Paul
Goble
Staunton, January 3 – Everyone must
make a clear distinction between the demise of Vladimir Putin and the demise of
his regime, Georgy Satarov says, because “the most probable scenario” in the
coming months is that Putin’s comrades will sacrifice him in order to “somehow
preserve the regime” that he created and from which they have benefitted.
In a commentary in today’s
“Yezhednevny zhurnal,” the Moscow writer reaches that conclusion based on what
he describes as parallels between what Putin is doing now and what Hitler did
after the Berlin Olympiad and between how the Kremlin leader is acting and what
happened with the end of the Soviet Union (ej.ru/?a=note&id=26752).

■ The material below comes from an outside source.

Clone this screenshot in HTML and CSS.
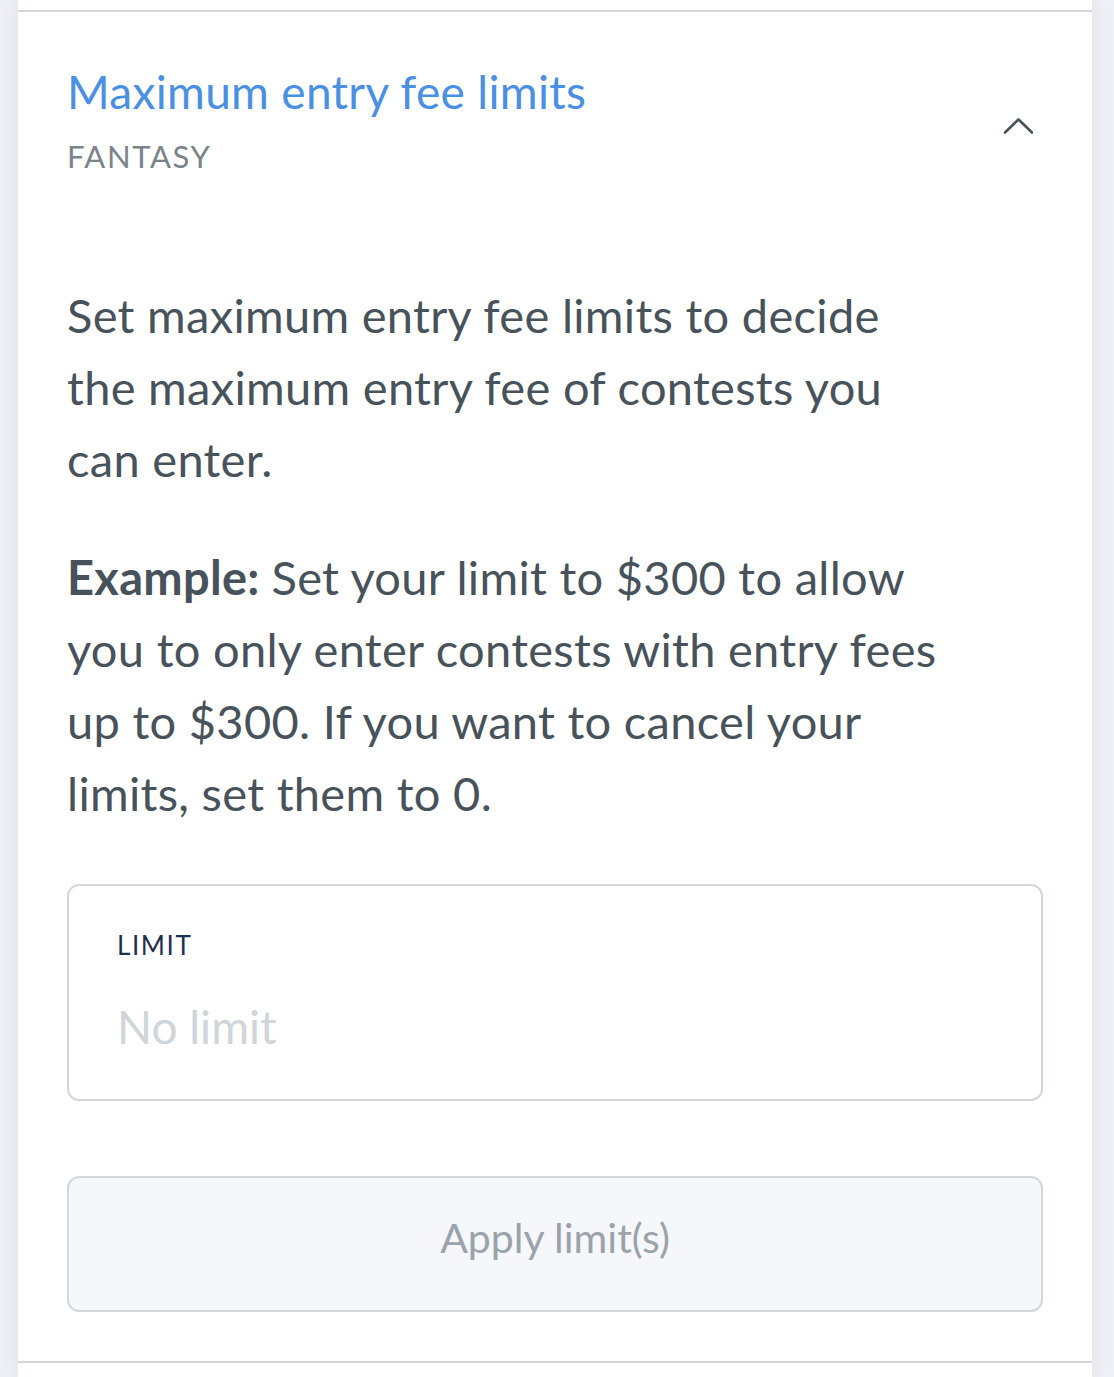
FILE: index.html
```html
<!DOCTYPE html>
<html lang="en">
<head>
<meta charset="utf-8">
<title>Maximum entry fee limits</title>
<link rel="stylesheet" href="styles.css">
</head>
<body>
<div class="page">
  <div class="card-stub card-stub-top"></div>
  <section class="card">
    <header class="card-header">
      <div class="card-titles">
        <h2 class="card-title">Maximum entry fee limits</h2>
        <div class="card-category">FANTASY</div>
      </div>
      <svg class="chevron" width="30" height="18" viewBox="0 0 30 18" aria-hidden="true">
        <path d="M2 15.5 L15.5 2.5 L29 15.5" fill="none" stroke="#47525a" stroke-width="2.6" stroke-linecap="round" stroke-linejoin="round"/>
      </svg>
    </header>
    <div class="card-body">
      <p class="copy">Set maximum entry fee limits to decide the maximum entry fee of contests you can enter.</p>
      <p class="copy"><strong class="copy-lead">Example: </strong>Set your limit to $300 to allow you to only enter contests with entry fees up to $300. If you want to cancel your limits, set them to 0.</p>
      <label class="field">
        <span class="field-label">LIMIT</span>
        <input class="field-input" type="text" placeholder="No limit">
      </label>
      <button class="apply-btn" type="button" disabled>Apply limit(s)</button>
    </div>
  </section>
  <div class="card-stub card-stub-bottom"></div>
</div>
</body>
</html>
```
FILE: styles.css
```css
html, body {
  margin: 0;
  padding: 0;
}
body {
  background: #eef0f5;
  font-family: Lato, "Open Sans", Arial, sans-serif;
  color: #47525a;
  width: 1114px;
  height: 1377px;
  overflow: hidden;
}
.page {
  margin: 0 22px 0 18px;
  background: #ffffff;
  box-shadow: 0 0 18px rgba(40, 50, 80, 0.08);
  height: 1377px;
  display: flex;
  flex-direction: column;
}
.card-stub-top {
  height: 10px;
  background: #fff;
}
.card {
  background: #fff;
  border-top: 2px solid #d3d7db;
  border-bottom: 2px solid #d3d7db;
  padding: 50px 49px 49px 49px;
}
.card-stub-bottom {
  flex: 1;
  background: #fff;
}
.card-header {
  display: flex;
  justify-content: space-between;
  align-items: flex-start;
}
.card-title {
  margin: 0;
  font-size: 46px;
  line-height: 60px;
  letter-spacing: 0.3px;
  font-weight: 400;
  color: #4a90e2;
}
.card-category {
  margin-top: 14px;
  font-size: 31px;
  line-height: 40px;
  letter-spacing: 1.6px;
  color: #7a8389;
}
.chevron {
  display: block;
  margin-top: 55px;
  margin-right: 10px;
}
.card-body {
  padding-top: 103px;
}
.copy {
  margin: 0 0 46px 0;
  max-width: 878px;
  font-size: 47px;
  line-height: 72px;
  letter-spacing: 0.3px;
  color: #47525a;
}
.copy-lead {
  font-weight: 700;
}
.field {
  display: flex;
  flex-direction: column;
  border: 2px solid #d3d7db;
  border-radius: 12px;
  height: 217px;
  box-sizing: border-box;
  padding: 43px 48px 0 48px;
  margin-top: 55px;
}
.field-label {
  font-size: 26px;
  line-height: 32px;
  letter-spacing: 1.6px;
  color: #1f2f50;
}
.field-input {
  margin-top: 38px;
  height: 56px;
  border: 0;
  padding: 0;
  outline: none;
  background: transparent;
  font-family: inherit;
  font-size: 46px;
  line-height: 56px;
  color: #47525a;
}
.field-input::placeholder {
  color: #d0d5d9;
  opacity: 1;
}
.apply-btn {
  display: block;
  width: 100%;
  margin-top: 75px;
  height: 136px;
  padding: 0 0 13px 0;
  border: 2px solid #d3d7db;
  border-radius: 12px;
  background: #f5f7fa;
  font-family: inherit;
  font-size: 41px;
  color: #9aa3aa;
}
```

It is already “quite trivial,”
Satarov argues, to say that the past year was the last one in which Putin and
his regime enjoyed the free passes they had enjoyed earlier and that the coming
collapse, one “prepared by Putin himself, will lead to a situation in which
2015 maybe the last year of Putin in power.” The real issue is what will happen
with his regime.
“Everything,” the Moscow commentator
says, “began with the Olympiad in Sochi,” an event that Putin took very
seriously and that has led to all the others. Like Hitler at the 1936 Games,
Putin worked hard to make sure that they would be a triumph for his country, or
at least could be presented as such to the Russians and the world.
The Russian victory at Sochi “was
for everyone so unexpected, the propaganda about it so shameless, and the
longing for something good of one’s own however old that [Russians’] patriotic
spirit soared to unprecedented heights,” Satarov writes. Like Hitler, Putin exploited this.
Four days after Sochi, Putin’s “little
green men” seized the Supreme Soviet of Crimea. Three weeks later, the Russian
“Federation Council ratified the treaty about the inclusion of the Republic of
Crimea within the Russian Federation.” Putin seemed to be moving so quickly out
of a fear that he might miss “the train of history,” one that would lead him
into the history books as the latest “in-gatherer of the Russian lands.”
In fact, Satarov says, it is more likely
that he will become known as “the Terminator of the Russian land” because Putin’s
actions are reproducing “the scenario of the disintegration of the USSR” in
1991, an event that has been delayed this long because Putin and his Russia
have enjoyed three “freebies” up to now.
First
of all, Putin was able to exploit record high prices for oil. Second, he
enjoyed “the complete indifference of the West to the domestic situation of
Russia.” Having won the Cold War, the West ceased to be concerned about Russia,
an act that was “not simply insanity” but incredibly “short-sighted.”
And third, Putin was able to exploit “the
ideal population” for him to exploit the first two “freebies.” It was “tired of revolution” and quite ready
to sit still for almost anything as long as it was well-fed and did not have to
deal with instability. And that population had forgotten what happened only a generation
ago.
Then, Satarov writes, “the Soviet Union
began its Afghan adventure while at the peak of its power and influence and with
oil prices at their height … Putin began his adventure also with the highest
prices for oil; the only thing was that he did not have a military machine”
equivalent to the one Brezhnev had.
“But
the most significant thing is something else,” the commentator says. What Putin
did was to “destroy the myth about the security of the territory which he
(Putin) currently controls.” That undermined the West’s readiness to accept
what was going on in the name of stability and economic growth.
At the
same time, however, all three “freebies” on which Putin had relied came to an
abrupt end. Oil prices collapsed. Western indifference ended. And the Russian
population, no longer assured of incomes in exchange for deference to Putin,
began to stir.
More immediately,
Putin lost the funds to maintain the loyalty of Russian elites could no longer
be purchased as it had been. And that may prove to be the end of his rule, but
because they want the same thing he has – namely person wealth – Putin’s
departure won’t necessarily mean the end of Putin’s regime.